The one class of persons consists of those who think the Catholic Creed too strict—who hold that no certain doctrines need be believed in order to salvation, or at least question the necessity; who say that it matters not what a man believes, so that his conduct is respectable and orderly—who think that all rites and ceremonies are mere niceties (as they speak) and trifles, and that a man pleases God equally by observing them or not—who perhaps go on to doubt whether Christ’s death is strictly speaking an atonement for the sin of man—who, when pressed, do not allow that He is strictly speaking and literally God—and who deny that the punishment of the wicked is eternal. Such are the tenets, more or less clearly apprehended and confessed, which mark the former of the two classes of which I speak.

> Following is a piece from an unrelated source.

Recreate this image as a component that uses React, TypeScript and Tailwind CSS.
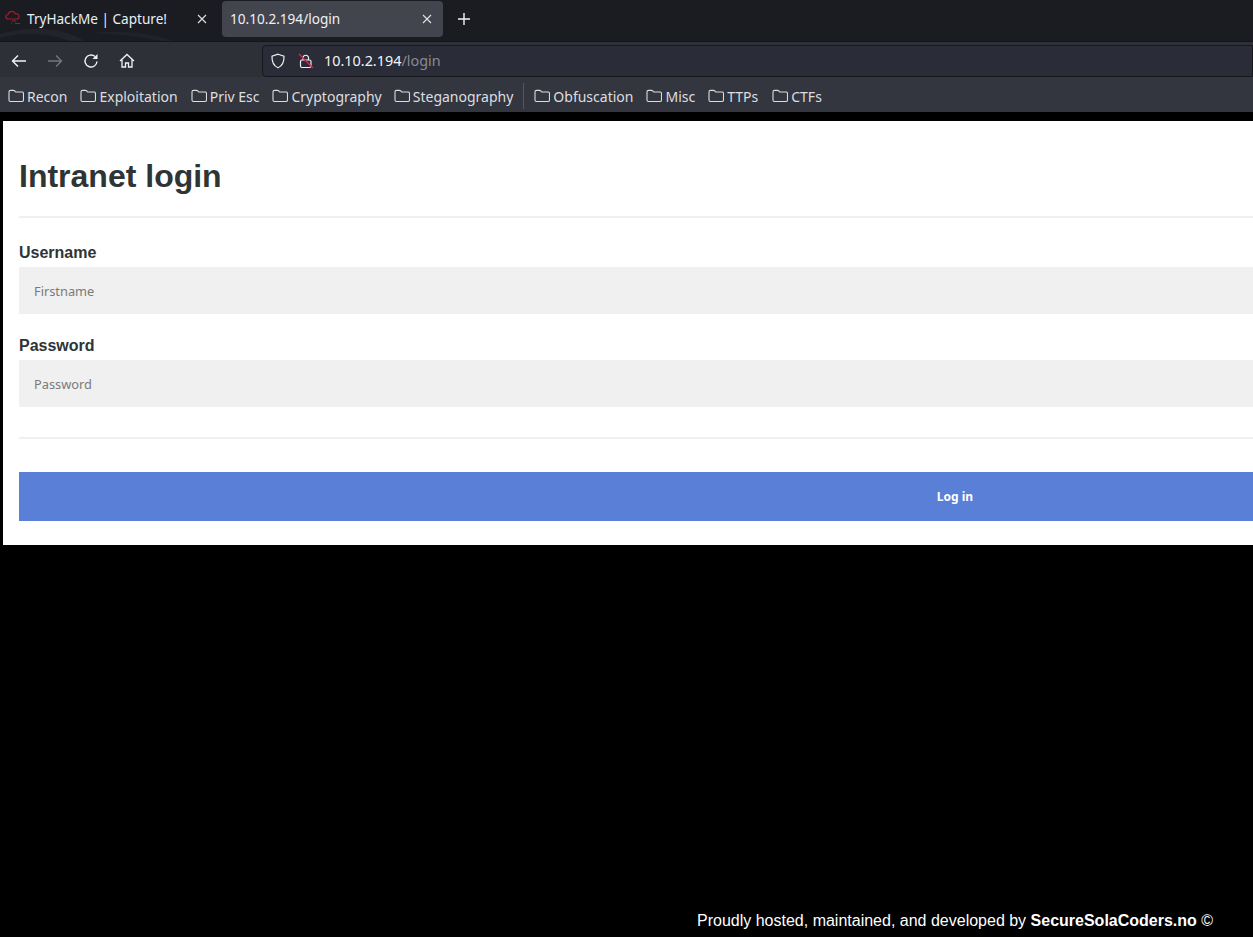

The other class of men are in their formal doctrines widely different from the former. They consider that, though they were by nature children of wrath, they are now by God’s grace so fully in His favour, that, were they to die at once, they would be certain of heaven— they consider that God so absolutely forgives them day by day their trespasses, that they have nothing to answer for, nothing to be tried upon at the Last Day—that they have been visited by God’s grace in a manner quite distinct from all around them, and are His children in a sense in which others are not, and have an assurance of their saving state peculiar to themselves, and an interest in the promises such as Baptism does not impart—they profess to be thus beyond the reach of doubt and anxiety, and they say that they should be miserable without such a privilege.

I have alluded to these schools of religion, to show how widely a feeling must be spread which such contrary classes of men have in common. Now, what they agree in is this: in considering God as simply a God of love, not of awe and reverence also—the one meaning by love benevolence, and the other mercy; and in consequence neither the one nor the other regard Almighty God with fear; and the signs of want of fear in both the one and the other, which I proposed to point out, are such as the following.

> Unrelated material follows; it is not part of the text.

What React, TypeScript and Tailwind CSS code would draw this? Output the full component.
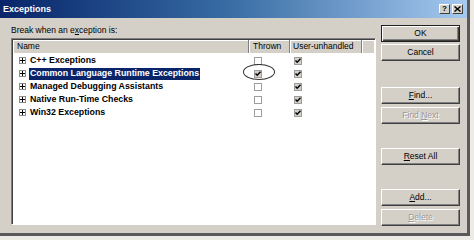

For instance: they have no scruple or misgiving in speaking freely of Almighty God. They will use His Name as familiarly and lightly, as if they were open sinners. The one class adopts a set of words to denote Almighty God, which remove the idea of His personality, speaking of Him as the “Deity,” or the “Divine Being;” which, as they use them, are of all others most calculated to remove from the mind the thought of a living and intelligent Governor, their Saviour and their Judge. The other class of men, going into the other extreme, but with the same result, use freely that incommunicable Name by which He has vouchsafed to denote to us His perfections. When He appeared to Moses, He disclosed His Name; and that Name has appeared so sacred to our translators of Scripture, that they have scrupled to use it, though it occurs continually in the Old Testament, substituting the word “Lord” out of reverence. Now, the persons in question delight in a familiar use, in prayers and hymns and conversation, of that Name by which they designate Him before whom Angels tremble. Not even our fellow-men do we freely call by their own names, unless we are at our ease with them; yet sinners can bear to be familiar with the Name by which they know the Most High has distinguished Himself from all creatures.

Another instance of want of fear, is the bold and unscrupulous way in which men speak of the Holy Trinity and the Mystery of the Divine Nature. They use sacred terms and phrases, should occasion occur, in a rude and abrupt way, and discuss points of doctrine concerning the All-holy and Eternal, even (if I may without irreverence state it) over their cups, perhaps arguing against them, as if He were such a one as themselves.

Another instance of this want of fear is found in the peremptory manner in which men lay down what Almighty God must do, what He cannot but do, as if they were masters of the whole scheme of salvation, and might anticipate His high providence and will.

And another is the confidence with which they often speak of their having been converted, pardoned, and sanctified, as if they knew their own state as well as God knows it.

Another is the unwillingness so commonly felt, to bow at the Name of Jesus, nay the impatience exhibited towards those who do; as if there were nothing awful in the idea of the Eternal God being made man, and as if we did not suitably express our wonder and awe at it by practising what St. Paul has in very word prescribed.

Another instance is the careless mode in which men speak of our Lord’s earthly doings and sayings, just as if He were a mere man. He was man indeed, but He was more than man: and He did what man does, but then those deeds of His were the deeds of God—and we can as little separate the deed from the Doer as our arm from our body. But, in spite of this, numbers are apt to use rude, familiar, profane language, concerning their God’s childhood, and youth, and ministry, though He is their God.

And another is the familiarity with which many persons address our Lord in prayer, applying epithets to Him and adopting a strain of language which does not beseem creatures, not to say sinners.

And another is their general mode of prayer; I mean, in diffuse and free language, with emphatic and striking words, in a sort of coloured or rich style, with pomp of manner, and an oratorical tone, as if praying were preaching, and as if its object were not to address Almighty God, but to impress and affect those who heard them.

And another instance of this want of reverence is the introduction, in speaking or writing, of serious and solemn words, for the sake of effect, to round, or to give dignity to, a sentence.

And another instance is irreverence in church, sitting instead of kneeling in prayer, or pretending to kneel but really sitting, or lounging or indulging in other unseemly attitudes; and, much more, looking about when prayers are going on, and observing what others are doing.

These are some out of a number of peculiarities which mark the religion of the day, and are instanced some in one class of men, some in another; but all by one or other;—and they are specimens of what I mean when I say that the religion of this day is destitute of fear.

Many other instances might be mentioned of very various kinds. For instance, the freedom with which men propose to alter God’s ordinances, to suit their own convenience, or to meet the age; their reliance on their private and antecedent notions about sacred subjects; their want of interest and caution in inquiring what God’s probable will is; their contempt for any view of the Sacraments which exceeds the evidence of their senses; and their confidence in settling the order of importance in which the distinct articles of Christian faith stand;—all which shows that it is no question of words whether men have fear or not, but that there is a something they really have not, whatever name we give it.